After a surprise rate cut of 25 basis points by the Reserve Bank of India's (RBI) monetary policy committee in the first week of February, the interest rates remain unchanged for borrowers of home, car and other loans. While transmission of interest rates always takes time, there are other factors that are coming in the way of softer interest rates. Here is why?
Deposit rates are still high
For interest rates to come down, the deposits rates have to fall drastically. There is not much downward movement in deposit rates. In fact, Kotak Bank recently reduced its fixed deposits rates from 7.0 per cent to 6.75 per cent for maturity between 180 days to 270 days. But many small finance banks are offering as high as 7.5 per cent for more than 180 days.
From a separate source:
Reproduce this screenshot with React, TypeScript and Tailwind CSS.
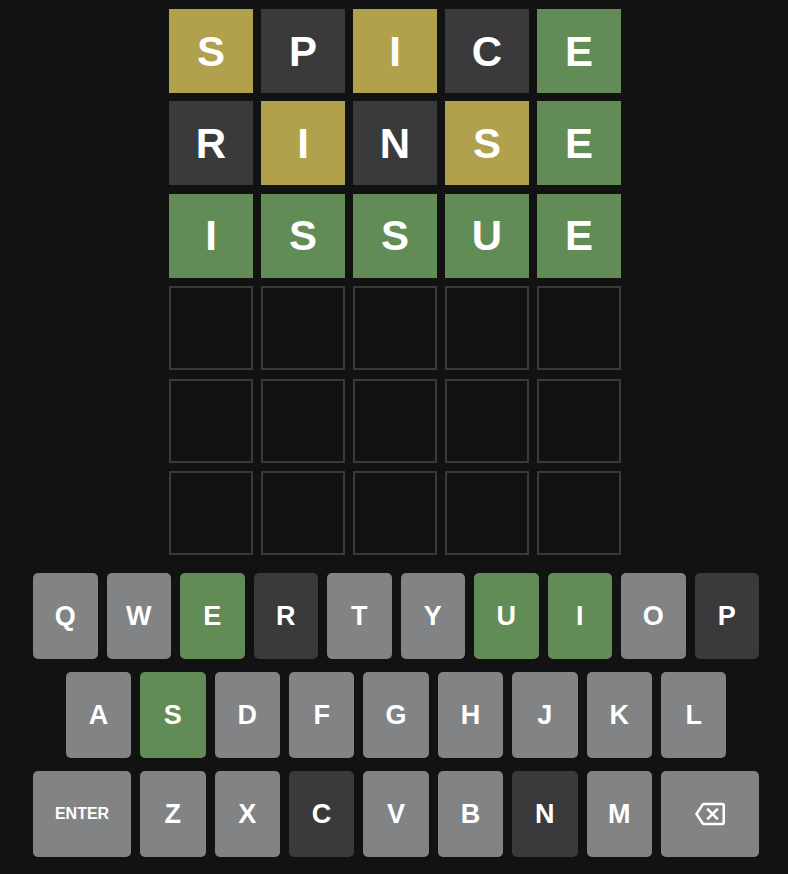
import React from 'react';

type State = 'correct' | 'present' | 'absent' | 'empty';

const GUESSES: [string, State][][] = [
  [['S', 'present'], ['P', 'absent'], ['I', 'present'], ['C', 'absent'], ['E', 'correct']],
  [['R', 'absent'], ['I', 'present'], ['N', 'absent'], ['S', 'present'], ['E', 'correct']],
  [['I', 'correct'], ['S', 'correct'], ['S', 'correct'], ['U', 'correct'], ['E', 'correct']],
];

const TILE_BG: Record<State, string> = {
  correct: 'bg-[#618c55]',
  present: 'bg-[#b1a04c]',
  absent: 'bg-[#3a3a3c]',
  empty: 'border-2 border-[#3a3a3c]',
};

const KEY_STATE: Record<string, State> = {
  E: 'correct',
  U: 'correct',
  I: 'correct',
  S: 'correct',
  R: 'absent',
  P: 'absent',
  C: 'absent',
  N: 'absent',
};

const KEY_BG: Record<State, string> = {
  correct: 'bg-[#618c55]',
  present: 'bg-[#b1a04c]',
  absent: 'bg-[#3a3a3c]',
  empty: 'bg-[#818384]',
};

function BackspaceIcon() {
  return (
    <svg width="30" height="30" viewBox="0 0 24 24" fill="currentColor">
      <path d="M22 3H7c-.69 0-1.23.35-1.59.88L0 12l5.41 8.11c.36.53.9.89 1.59.89h15c1.1 0 2-.9 2-2V5c0-1.1-.9-2-2-2zm0 16H7.07L2.4 12l4.66-7H22v14zm-11.59-2L14 13.41 17.59 17 19 15.59 15.41 12 19 8.41 17.59 7 14 10.59 10.41 7 9 8.41 12.59 12 9 15.59z" />
    </svg>
  );
}

function Key({ k, wide, last }: { k: string; wide?: boolean; last?: boolean }) {
  const state = KEY_STATE[k] ?? 'empty';
  return (
    <button
      className={`${wide ? 'flex-[1.5]' : 'flex-1'} ${last ? '' : 'mr-[9px]'} h-[86px] rounded-[5px] ${KEY_BG[state]} flex items-center justify-center font-bold text-white ${k === 'ENTER' ? 'text-[16px]' : 'text-[27px]'}`}
    >
      {k === 'BACK' ? <BackspaceIcon /> : k}
    </button>
  );
}

export default function App() {
  const rows = [...GUESSES];
  while (rows.length < 6) rows.push(Array(5).fill(['', 'empty']));

  return (
    <div
      className="w-[788px] h-[874px] pl-[2px] bg-[#121213] text-white flex flex-col items-center"
      style={{ fontFamily: '"Liberation Sans", Arial, sans-serif' }}
    >
      {/* Board */}
      <div className="mt-[9px] grid grid-rows-6 gap-y-[8.4px]">
        {rows.map((row, r) => (
          <div key={r} className="flex gap-[8px]">
            {row.map(([letter, state], c) => (
              <div
                key={c}
                className={`w-[84px] h-[84px] flex items-center justify-center text-[42px] font-bold ${TILE_BG[state]}`}
              >
                {letter}
              </div>
            ))}
          </div>
        ))}
      </div>

      {/* Keyboard */}
      <div className="mt-[18px] ml-[2px] w-[726px] flex flex-col gap-[13px]">
        <div className="flex">
          {'QWERTYUIOP'.split('').map((k, i) => (
            <Key key={k} k={k} last={i === 9} />
          ))}
        </div>
        <div className="flex">
          <div className="flex-[0.5]" />
          {'ASDFGHJKL'.split('').map((k, i) => (
            <Key key={k} k={k} last={i === 8} />
          ))}
          <div className="flex-[0.5]" />
        </div>
        <div className="flex">
          <Key k="ENTER" wide />
          {'ZXCVBNM'.split('').map((k) => (
            <Key key={k} k={k} />
          ))}
          <Key k="BACK" wide last />
        </div>
      </div>
    </div>
  );
}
There will certainly be pressure on banks to keep the savings and fixed deposit rates high as there are many new banks, which are willing to offer high as their business model supports higher lending rates (micro finance kind of loans).
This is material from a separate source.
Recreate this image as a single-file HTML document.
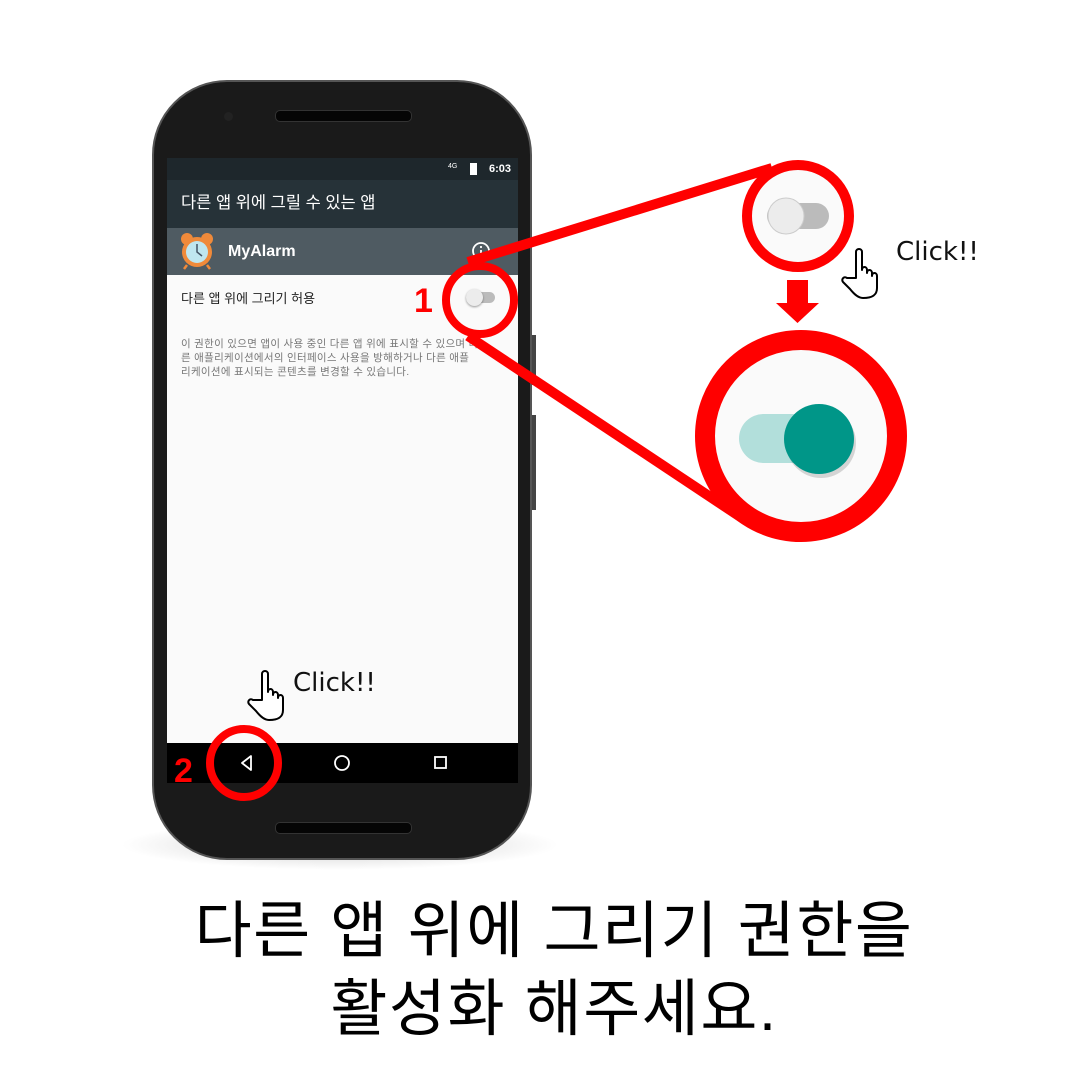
<!DOCTYPE html>
<html><head><meta charset="utf-8"><style>
body{margin:0;width:1080px;height:1080px;background:#fff;position:relative;overflow:hidden;font-family:"Liberation Sans","Noto Sans CJK KR",sans-serif}
.a{position:absolute}
</style></head><body>
<div class="a" style="left:120px;top:820px;width:440px;height:50px;border-radius:50%;background:radial-gradient(#ccc,rgba(255,255,255,0) 70%)"></div>
<div class="a" style="left:152px;top:80px;width:380px;height:780px;border-radius:75px;background:#1a1a1a;border:2px solid #555;box-sizing:border-box"></div>
<div class="a" style="left:532px;top:335px;width:4px;height:50px;background:#444"></div>
<div class="a" style="left:532px;top:415px;width:4px;height:95px;background:#444"></div>
<div class="a" style="left:275px;top:110px;width:135px;height:10px;border-radius:5px;background:#050505;border:1px solid #333"></div>
<div class="a" style="left:224px;top:112px;width:9px;height:9px;border-radius:50%;background:#222"></div>
<div class="a" style="left:275px;top:822px;width:135px;height:10px;border-radius:5px;background:#050505;border:1px solid #333"></div>
<div class="a" style="left:167px;top:158px;width:351px;height:625px;background:#fafafa"></div>
<div class="a" style="left:167px;top:158px;width:351px;height:22px;background:#1e272c;color:#fff;font-size:11px;font-weight:bold;text-align:right;line-height:22px;box-sizing:border-box;padding-right:7px">6:03</div>
<div class="a" style="left:448px;top:163px;color:#fff;font-size:7px">4G</div>
<div class="a" style="left:470px;top:163px;width:7px;height:12px;background:#fff"></div>
<div class="a" style="left:167px;top:180px;width:351px;height:48px;background:#263238;color:#fff;font-size:16.5px;line-height:46px;padding-left:14px;box-sizing:border-box">다른 앱 위에 그릴 수 있는 앱</div>
<div class="a" style="left:167px;top:228px;width:351px;height:47px;background:#4f5b62;color:#fff;font-size:16px;font-weight:bold;line-height:47px;padding-left:61px;box-sizing:border-box">MyAlarm</div>
<svg class="a" style="left:178px;top:232px" width="38" height="38" viewBox="0 0 38 38"><circle cx="9" cy="7" r="6" fill="#f08a3a"/><circle cx="29" cy="7" r="6" fill="#f08a3a"/><circle cx="19" cy="20" r="15" fill="#f08a3a"/><circle cx="19" cy="20" r="11" fill="#bfe6ef"/><path d="M19 12v8l5 4" stroke="#456" stroke-width="1.5" fill="none"/><path d="M9 33l-3 4M29 33l3 4" stroke="#f08a3a" stroke-width="2.5"/></svg>
<svg class="a" style="left:470px;top:240px" width="22" height="22"><circle cx="11" cy="11" r="8" stroke="#fff" stroke-width="1.8" fill="none"/><path d="M11 10v5" stroke="#fff" stroke-width="1.8"/><circle cx="11" cy="7" r="1.1" fill="#fff"/></svg>
<div class="a" style="left:181px;top:288px;font-size:13px;color:#222">다른 앱 위에 그리기 허용</div>
<div class="a" style="left:181px;top:337px;width:330px;font-size:10.5px;line-height:14px;color:#777;letter-spacing:0.3px">이 권한이 있으면 앱이 사용 중인 다른 앱 위에 표시할 수 있으며 다<br>른 애플리케이션에서의 인터페이스 사용을 방해하거나 다른 애플<br>리케이션에 표시되는 콘텐츠를 변경할 수 있습니다.</div>
<div class="a" style="left:466px;top:292px;width:29px;height:11px;border-radius:6px;background:#bbb"></div>
<div class="a" style="left:466px;top:289px;width:17px;height:17px;border-radius:50%;background:#ececec;box-shadow:0 1px 2px rgba(0,0,0,.4)"></div>
<div class="a" style="left:167px;top:743px;width:351px;height:40px;background:#000"></div>
<svg class="a" style="left:167px;top:743px" width="351" height="40"><path d="M84 13l-9 7 9 7z" stroke="#fff" stroke-width="1.8" fill="none" stroke-linejoin="round"/><circle cx="175" cy="20" r="7" stroke="#fff" stroke-width="1.8" fill="none"/><rect x="268" y="14" width="11" height="11" stroke="#fff" stroke-width="1.8" fill="none"/></svg>
<svg class="a" style="left:0;top:0" width="1080" height="1080">
<g stroke="#f00" fill="none">
<line x1="468" y1="262" x2="772" y2="168" stroke-width="10"/>
<line x1="468" y1="336" x2="745" y2="520" stroke-width="10"/>
<circle cx="480" cy="300" r="34" stroke-width="8"/>
</g>
<circle cx="798" cy="216" r="51" fill="#fafafa" stroke="#f00" stroke-width="10"/>
<circle cx="801" cy="436" r="96" fill="#fafafa" stroke="#f00" stroke-width="20"/>
<rect x="767" y="203" width="62" height="26" rx="13" fill="#bbb"/>
<circle cx="786" cy="216" r="18" fill="#ececec" stroke="#ccc" stroke-width="1"/>
<rect x="739" y="414" width="78" height="49" rx="24.5" fill="#b2dfdb"/>
<circle cx="821" cy="443" r="35" fill="#000" opacity=".15"/>
<circle cx="819" cy="439" r="35" fill="#009688"/>
<path d="M787 280h21v23h11l-21.5 20-21.5-20h11z" fill="#f00"/>
<text x="414" y="312" font-size="34" font-weight="bold" fill="#f00" font-family="Liberation Sans">1</text>
<text x="174" y="782" font-size="34" font-weight="bold" fill="#f00" font-family="Liberation Sans">2</text>
<circle cx="244" cy="763" r="34" fill="none" stroke="#f00" stroke-width="8"/>
<g stroke="#000" stroke-width="2" fill="#fff" stroke-linejoin="round">
<path d="M262 700v-26c0-4 6-4 6 0v18c0-4 5-4 5 0v3c0-4 5-4 5 0v3c0-4 5-4 5 0v12c0 8-6 10-14 10-5 0-9-4-13-9l-7-7c-2-3 1-6 4-4z"/>
<path d="M856 278v-26c0-4 6-4 6 0v18c0-4 5-4 5 0v3c0-4 5-4 5 0v3c0-4 5-4 5 0v12c0 8-6 10-14 10-5 0-9-4-13-9l-7-7c-2-3 1-6 4-4z"/>
</g>
<text x="293" y="691" font-size="26" fill="#111" font-family="DejaVu Sans">Click!!</text>
<text x="896" y="260" font-size="26" fill="#111" font-family="DejaVu Sans">Click!!</text>
</svg>
<div class="a" style="left:14px;top:893px;width:1080px;text-align:center;font-size:62px;line-height:78px;color:#000;letter-spacing:1.5px">다른 앱 위에 그리기 권한을<br>활성화 해주세요.</div>
</body></html>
The rising credit-deposit ratio
Of late, the credit deposit ratio is on the rise. It touched a high of 79 per cent in the year 2012 and subsequently it was on the decline. One and a half years ago, the credit deposit ratio was at 73.3 per cent. This has now moved to a high of 78 per cent in February this year. The credit deposit ratio indicates how much a bank lends out of its deposits. So a rising CD ratio indicates that the banks are lending more out of their deposits. If the lending growth continues, the banks will be under pressure to raise more deposits.
The pressure from the government's small savings schemes
The government's small savings rates are still ruling high. This encourages people to park their money in government than in banks. Take for instances, the PPF interest rate is at 8 per cent. The 5-year NSC (National Savings Certificate) offers 8 per cent annually. The Sukanya Samriddhi offers 8.5 per cent annually. For the overall interest rates to fall in the economy in the longer run, the government savings rates have to gradually fall.